The 1918 German Spring Offensive and Allied Counter-Air
When the Germans launched their final, desperate offensives in March 1918, they assembled a massive numerical superiority in aircraft on the chosen sectors. Their Schlachtflieger formations tore into retreating Allied infantry, further accelerating the initial breakthroughs. However, the relentless buildup of Allied aviation – especially the concentration of American and British squadrons into unified commands – eventually turned the tide. During the Allied counter-offensives at the Marne and Amiens, swarms of fighters raided German airfields, bombed supply dumps, and decimated communications. The ability to gain and maintain air supremacy for weeks at a time, not just days, became a decisive factor in the war's final act.
Impact on Battlefield Outcomes and Military Doctrine
Transforming Artillery and Intelligence
The fighter's most underappreciated role was enabling the scientific application of artillery. Before the war, artillery was fired by map coordinates and hoped-for effect. Aerial observation, protected by a fighter umbrella, allowed real-time spotting and correction. This turned massive barrages into precision tools capable of supporting creeping infantry advances. The battlefields where one side lost its aerial observers inevitably saw its artillery become a wasteful, unguided nuisance. Air control thus directly translated into a deadly efficiency in the war's primary killing system – an argument that air power advocates would repeat for generations to come.
Shifting the Concept of Morale and the Home Front
Air-to-air combat generated a disproportionate psychological effect far beyond the number of machines involved. Aces like the Red Baron became national symbols, their exploits celebrated in a war that otherwise produced numbing casualty figures. The German public's fascination with Manfred von Richthofen helped sustain morale; his death in April 1918 was a propaganda disaster. Similarly, the fear of enemy bombers reaching cities (however limited the actual damage) sparked the development of home defense fighter squadrons – a foreshadowing of the terror bombing and air defense systems of later conflicts. The fighter, in its symbolic and moral dimension, became a tool for manipulating public perception.
From Individuals to Systems: The Birth of Air Force Command
By 1918, the chaotic "lone hunter" era was over. Fighter aircraft were deployed in massed formations under centralized command structures that could shift air power along the front rapidly. The Royal Air Force, formed on April 1, 1918, as the world's first independent air service, was a direct outcome of the realization that aircraft were not merely supporting arms to the army and navy – they were a war-fighting arm in their own right. This organizational revolution, born from the tactical demands of fighter employment and strategic bombing, set the template for every major power's air force in the decades that followed.
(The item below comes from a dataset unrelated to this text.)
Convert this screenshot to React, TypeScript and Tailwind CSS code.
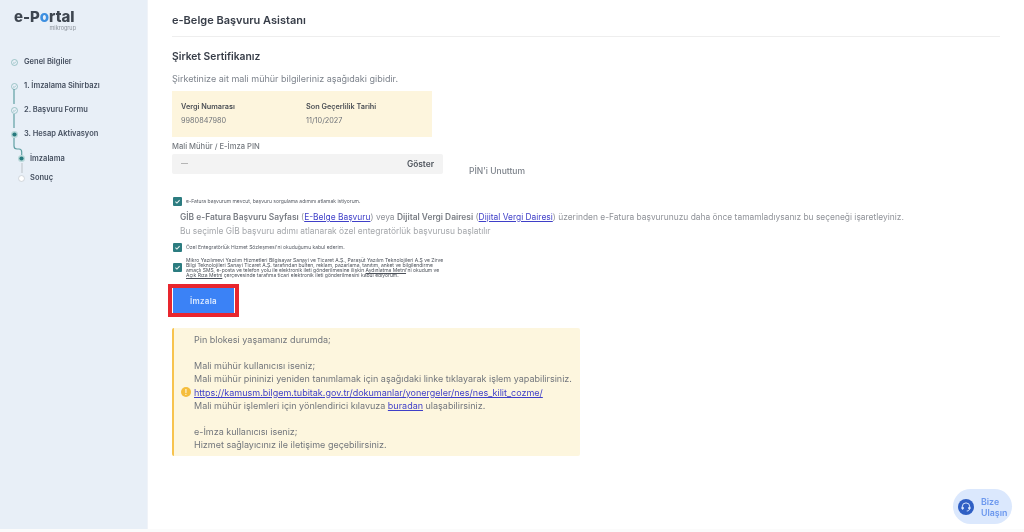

Fighter aircraft, more than any other type, drove the need for coordinated, doctrinal thinking about air power.
Training and the Professionalization of Aerial Warfare
The high casualty rates of 1916–1917 forced a shift from on-the-job learning to formal training schools. Germany's Jasta system emphasized unit cohesion and mentorship, while the Allies established large training establishments in Canada, Texas, and England. The emergence of schools like the Gosport system in Britain taught standardized acrobatics, gunnery, and formation flying. This professionalization meant that the raw courage of early volunteers was increasingly supplemented by systematic instruction. The fighter pilot of 1918 was a far more capable weapon than his 1915 counterpart, and the training pipelines laid the foundation for the air forces that would fight in the next world war.
The Enduring Legacy of WWI Fighter Aircraft
The frantic evolution of fighter design from 1914 to 1918 compressed decades of peacetime development into four violent years. The priorities established – speed, climb rate, firepower concentration, and pilot visibility – became the unshakeable core of fighter aircraft design for the next half-century. The tactical manuals written by surviving pilots in the 1920s became the Bibles for the men who would fight the Battle of Britain and the great air battles over the Pacific.
Perhaps more profoundly, the First World War imprinted the concept of air superiority into military consciousness. The lesson that ground forces operating under hostile skies were doomed to failure drove the vast investment in air forces during the interwar period. The notion that fighter aircraft could achieve both offensive (ground attack) and defensive (interception) strategic effects became a foundational principle. Even the ethical debates surrounding the targeting of civilians, though primarily triggered by bombers, proved that command of the air carried profound moral weight.
Today, the F-35 and Su-57 are direct descendants of the Fokker Eindecker and the SPAD S.XIII. The same arguments about stealth versus maneuverability, the balance of electronic warfare, and the importance of a well-trained pilot all have their roots in the pine-and-canvas machines that first fought over the Somme. When modern air forces speak of controlling the skies, they are echoing the hard-won maxims of the first fighter pilots. The strategic importance of those early fighters can be seen in every planning room where a map of the battle space includes the air defense network – a permanent scar on military thinking left by the Great War.
Resources like the Smithsonian National Air and Space Museum's WWI Aircraft collection and the Imperial War Museum's aerial warfare archives offer rich visual histories of these revolutionary aircraft. Detailed technical analyses can be found in publications like the Royal Air Force Museum's research materials, which trace the direct lineage from the Sopwith hangars to the jet age. The story of the WWI fighter is not a closed chapter – it is the opening paragraph of a much longer, still-unfolding narrative about a third dimension of warfare that began, improbably, with dueling pilots dropping bricks and firing pistols over the mud.